Bei der Verkündigung schenkt Maria dem Sohn Gottes in ihrem Schoß die menschliche Natur; unter dem Kreuz nimmt sie in der Person des Johannes die ganze Menschheit in ihr Herz auf. ...Unter dem Kreuz, an dem derjenige stirbt, den sie bei der Verkündigung durch ihr “Ja" empfangen hat, erhält Maria von Ihm in gewisser Weise eine “zweite Verkündigung": “Frau, siehe, dein Sohn!" (Joh 19,26).
Am Kreuz kann der Sohn sein Leiden in das Herz seiner Mutter ausgießen. Jedes leidende Kind hat dieses Bedürfnis. Auch ihr, liebe Jugendliche, seht euch mit dem Leid konfrontiert: mit der Einsamkeit, mit Mißerfolgen und Enttäuschungen im persönlichen Leben, mit Schwierigkeiten, sich in die Welt der Erwachsenen und ins Berufsleben einzufügen, mit Trennungen und Trauerfällen in euren Familien, mit kriegerischer Gewalt und dem Tod von Unschuldigen.
Eines ist jedoch sicher: Ihr sollt wissen, daß ihr in den schwierigen Momenten, die im Leben keines Menschen fehlen, nicht allein seid. Jesus schenkt auch euch, wie Johannes unter dem Kreuz, seine Mutter, damit sie euch mit ihrer Zärtlichkeit tröste.
... Liebe Jugendliche, ihr habt etwa das gleiche Alter wie Johannes und denselben Wunsch, mit Jesus zu leben. Heute richtet Christus an euch ganz ausdrücklich die Bitte, Maria “zu euch nach Hause" zu nehmen, sie aufzunehmen “in das, was euch gehört", um von ihr zu lernen.
Sie “bewahrte alle diese Dinge in ihrem Herzen und dachte darüber nach" (Lk 2,19). Von ihr lernen wir die innere Bereitschaft des Hinhörens und die Haltung der Demut und der Großherzigkeit; diese Eigenschaften zeichnen sie als erste Mitarbeiterin Gottes im Heilswerk aus. Sie übt ihr mütterliches Dienstamt aus, indem sie euch erzieht und formt, bis Christus vollkommen in euch Gestalt angenommen hat.

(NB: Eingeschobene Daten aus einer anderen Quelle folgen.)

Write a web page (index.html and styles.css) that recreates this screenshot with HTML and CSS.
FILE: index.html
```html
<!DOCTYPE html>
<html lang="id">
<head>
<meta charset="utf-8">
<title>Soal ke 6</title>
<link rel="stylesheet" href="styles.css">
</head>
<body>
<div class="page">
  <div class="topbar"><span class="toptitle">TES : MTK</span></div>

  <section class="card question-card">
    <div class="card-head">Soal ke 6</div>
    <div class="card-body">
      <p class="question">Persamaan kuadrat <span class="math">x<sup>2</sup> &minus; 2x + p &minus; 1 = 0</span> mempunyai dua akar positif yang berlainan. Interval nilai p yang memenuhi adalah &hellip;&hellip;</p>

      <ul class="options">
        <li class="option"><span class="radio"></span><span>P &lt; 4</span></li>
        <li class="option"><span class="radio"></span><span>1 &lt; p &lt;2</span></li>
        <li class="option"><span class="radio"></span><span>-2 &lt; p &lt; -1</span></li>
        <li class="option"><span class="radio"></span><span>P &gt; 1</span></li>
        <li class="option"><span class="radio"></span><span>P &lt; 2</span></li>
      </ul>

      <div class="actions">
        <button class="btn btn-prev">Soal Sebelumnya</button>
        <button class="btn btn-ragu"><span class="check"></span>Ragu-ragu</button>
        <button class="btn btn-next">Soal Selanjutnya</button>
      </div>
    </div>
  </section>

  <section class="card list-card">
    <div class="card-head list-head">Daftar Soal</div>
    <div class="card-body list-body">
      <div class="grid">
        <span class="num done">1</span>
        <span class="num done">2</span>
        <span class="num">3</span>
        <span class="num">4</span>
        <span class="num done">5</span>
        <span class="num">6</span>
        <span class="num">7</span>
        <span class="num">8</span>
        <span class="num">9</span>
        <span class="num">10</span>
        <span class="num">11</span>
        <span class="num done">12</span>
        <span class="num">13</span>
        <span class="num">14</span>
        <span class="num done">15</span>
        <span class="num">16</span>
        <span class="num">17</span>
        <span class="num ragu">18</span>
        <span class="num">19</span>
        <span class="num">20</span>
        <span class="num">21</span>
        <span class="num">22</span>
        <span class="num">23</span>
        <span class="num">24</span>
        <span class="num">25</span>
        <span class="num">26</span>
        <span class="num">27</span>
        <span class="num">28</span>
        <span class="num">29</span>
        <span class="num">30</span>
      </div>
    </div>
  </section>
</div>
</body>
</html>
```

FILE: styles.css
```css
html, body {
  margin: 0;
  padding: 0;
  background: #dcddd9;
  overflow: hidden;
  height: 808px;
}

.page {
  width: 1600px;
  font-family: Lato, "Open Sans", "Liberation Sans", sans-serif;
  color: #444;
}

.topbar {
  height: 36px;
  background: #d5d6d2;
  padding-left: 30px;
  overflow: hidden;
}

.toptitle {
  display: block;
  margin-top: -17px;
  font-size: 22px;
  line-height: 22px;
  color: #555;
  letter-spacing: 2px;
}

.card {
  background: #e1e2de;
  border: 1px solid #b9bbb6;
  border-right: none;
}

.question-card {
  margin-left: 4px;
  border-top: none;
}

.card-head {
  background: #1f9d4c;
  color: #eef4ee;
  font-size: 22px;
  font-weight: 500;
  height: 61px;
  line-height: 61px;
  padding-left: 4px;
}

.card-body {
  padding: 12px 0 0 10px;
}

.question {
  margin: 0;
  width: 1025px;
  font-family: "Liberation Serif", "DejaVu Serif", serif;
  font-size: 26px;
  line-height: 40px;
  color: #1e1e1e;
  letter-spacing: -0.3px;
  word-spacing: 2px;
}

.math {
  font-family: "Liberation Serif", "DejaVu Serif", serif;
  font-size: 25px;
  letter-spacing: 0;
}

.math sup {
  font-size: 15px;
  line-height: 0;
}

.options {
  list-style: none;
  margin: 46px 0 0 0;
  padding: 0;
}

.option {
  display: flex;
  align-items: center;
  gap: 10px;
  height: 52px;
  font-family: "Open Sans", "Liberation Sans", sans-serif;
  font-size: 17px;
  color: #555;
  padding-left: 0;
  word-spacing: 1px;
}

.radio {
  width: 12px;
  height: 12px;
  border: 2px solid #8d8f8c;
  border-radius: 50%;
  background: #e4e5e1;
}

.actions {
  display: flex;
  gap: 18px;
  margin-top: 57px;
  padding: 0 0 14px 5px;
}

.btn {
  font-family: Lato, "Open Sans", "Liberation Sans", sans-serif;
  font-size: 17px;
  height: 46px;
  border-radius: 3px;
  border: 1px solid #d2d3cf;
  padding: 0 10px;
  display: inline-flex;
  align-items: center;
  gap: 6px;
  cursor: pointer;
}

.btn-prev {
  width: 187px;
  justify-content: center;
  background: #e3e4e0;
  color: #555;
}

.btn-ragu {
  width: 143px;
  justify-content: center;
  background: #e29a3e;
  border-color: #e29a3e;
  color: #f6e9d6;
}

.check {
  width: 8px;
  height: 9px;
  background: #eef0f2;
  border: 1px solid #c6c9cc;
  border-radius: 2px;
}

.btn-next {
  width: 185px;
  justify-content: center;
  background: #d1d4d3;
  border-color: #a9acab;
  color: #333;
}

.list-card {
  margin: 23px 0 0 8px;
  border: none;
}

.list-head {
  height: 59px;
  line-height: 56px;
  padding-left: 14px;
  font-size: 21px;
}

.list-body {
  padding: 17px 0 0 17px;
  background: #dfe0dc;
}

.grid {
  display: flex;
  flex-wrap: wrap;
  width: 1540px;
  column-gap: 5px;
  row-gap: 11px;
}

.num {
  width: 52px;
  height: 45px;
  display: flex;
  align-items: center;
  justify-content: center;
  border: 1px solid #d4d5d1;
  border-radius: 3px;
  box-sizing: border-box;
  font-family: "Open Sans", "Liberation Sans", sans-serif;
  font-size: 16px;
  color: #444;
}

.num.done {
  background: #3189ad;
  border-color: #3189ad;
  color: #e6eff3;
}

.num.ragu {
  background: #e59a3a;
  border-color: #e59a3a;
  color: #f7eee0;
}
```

Aus diesem Grund wiederhole ich auch heute den Wahlspruch für meinen Dienst als Bischof und Papst: “Totus tuus". In meinem Leben habe ich stets die liebevolle und wirksame Gegenwart der Mutter des Herrn erfahren und Maria begleitet mich jeden Tag bei der Erfüllung meines Auftrags als Nachfolger des Apostels Petrus.
Maria ist die Mutter der göttlichen Gnade, weil sie die Mutter des Urhebers der Gnade ist. Vertraut euch ihr voll und ganz an. So werdet ihr die Schönheit Christi widerstrahlen. Wenn ihr für den Hauch des Geistes offen seid, werdet ihr zu unerschrockenen Aposteln und fähig, um euch herum das Feuer der Liebe und das Licht der Wahrheit zu verbreiten. In der Schule Marias werdet ihr entdecken, welchen konkreten Einsatz Christus von euch erwartet. Ihr werdet lernen, Ihm in eurem Leben den ersten Platz zu geben und eure Gedanken und euer Handeln auf Ihn auszurichten.
Ihr wißt, liebe Jugendliche: Das Christentum ist weder eine bloße Meinung, noch besteht es aus leeren Worten. Das Christentum ist Christus! Eine Person, der Lebendige! Jesus begegnen, Ihn lieben und dafür leben, daß Er geliebt wird: das ist die christliche Berufung. Maria wird euch geschenkt, um euch zu helfen, eine immer echtere und persönlichere Beziehung zu Jesus zu finden. Durch ihr Beispiel lehrt euch Maria, mit liebendem Blick auf Ihn zu schauen, der uns zuerst geliebt hat.
Auszug aus der Botschaft zum Weltjugendtag 2003, der in den Diözesen begangen wurde.